Coefficients:  [ -1.69747832e-01   3.79237893e+03  -7.87220732e+02  -1.54274585e+03
   6.28899715e+03  -1.99379528e+03   3.34936162e+03]
0.446264353673


This equation is not a good fit for this data.  There is not a strong correlation between Mileage, Cylinder, Liter, Doors, Cruise, Sound, Leather, and Price. The r**2 is .45.

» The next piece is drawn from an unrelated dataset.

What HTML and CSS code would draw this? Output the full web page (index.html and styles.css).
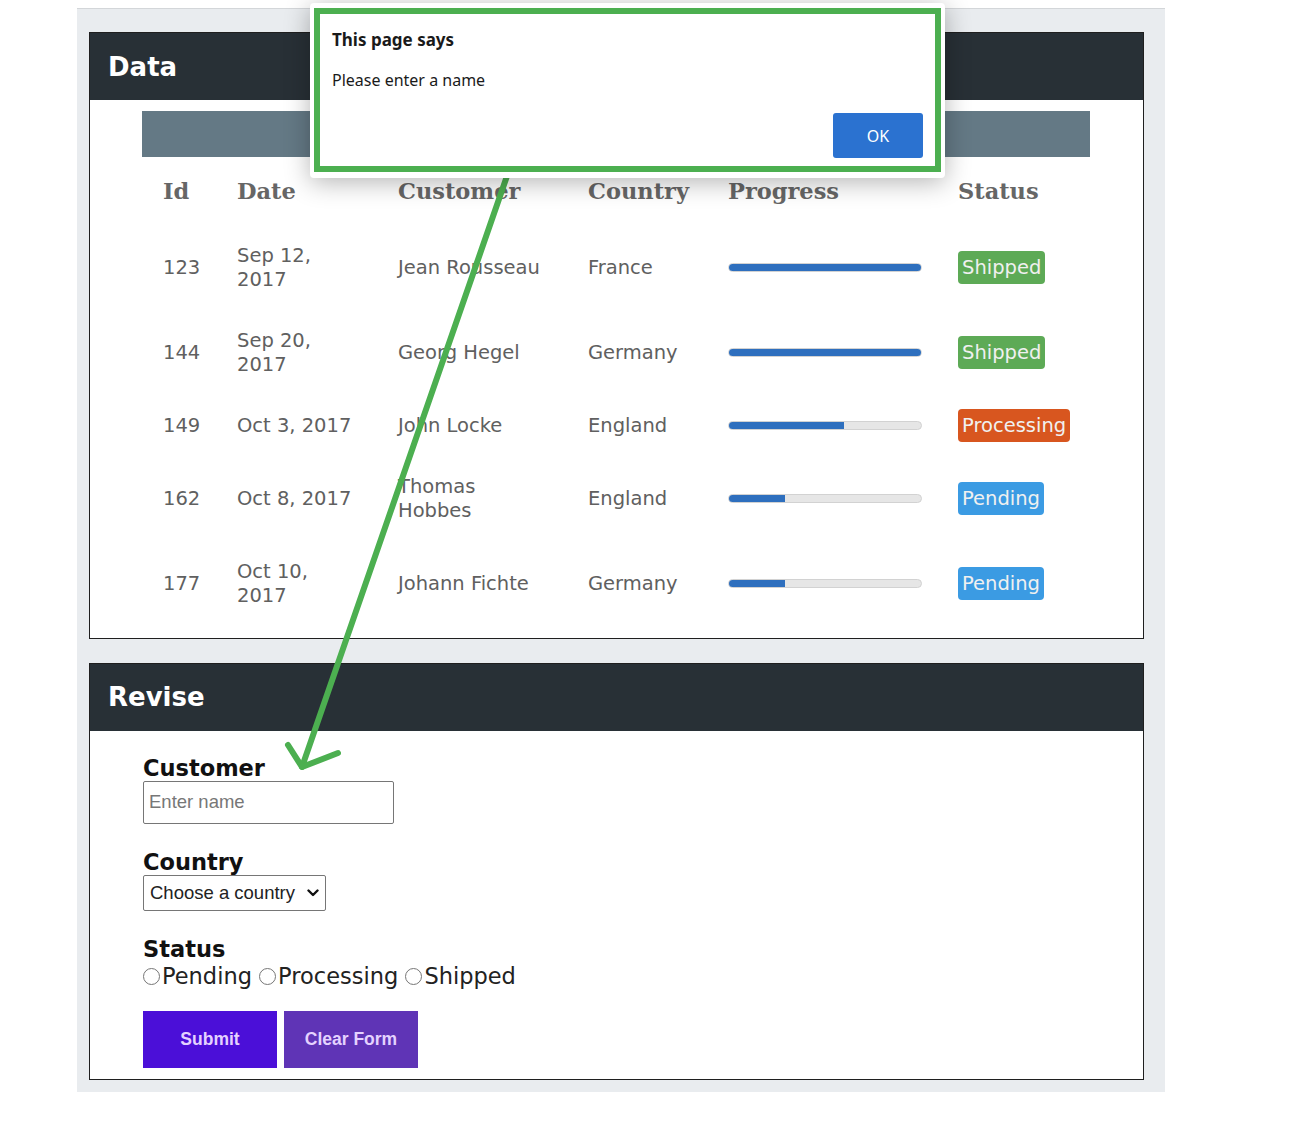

Now, I am going to change the features in order to try and find the best predictor for price.

In [178]:

new_data1 = car_data.loc[:,[
                        'Leather',
                        'Cruise',
                        'Doors',
                        'Cylinder',
                        'Price'
                        ]]

new_data1.dropna(inplace=True)
input_data1 = car_data[[
                 'Cruise',
                 'Cylinder',
                 'Leather',
                 'Doors',
                 ]]
output_data1 = car_data['Price']


regr3 = linear_model.LinearRegression()
regr3.fit(input_data1, output_data1)
print('Coefficients: ', regr3.coef_)
print(regr3.score(input_data1, output_data1))

Coefficients:  [ 6191.20042916  3301.34732506  2959.5780559  -1378.68918044]
0.417760273702


I was having trouble finding the best predictor for price. I know when your not including cylinder or liter the correlation drastically decreases.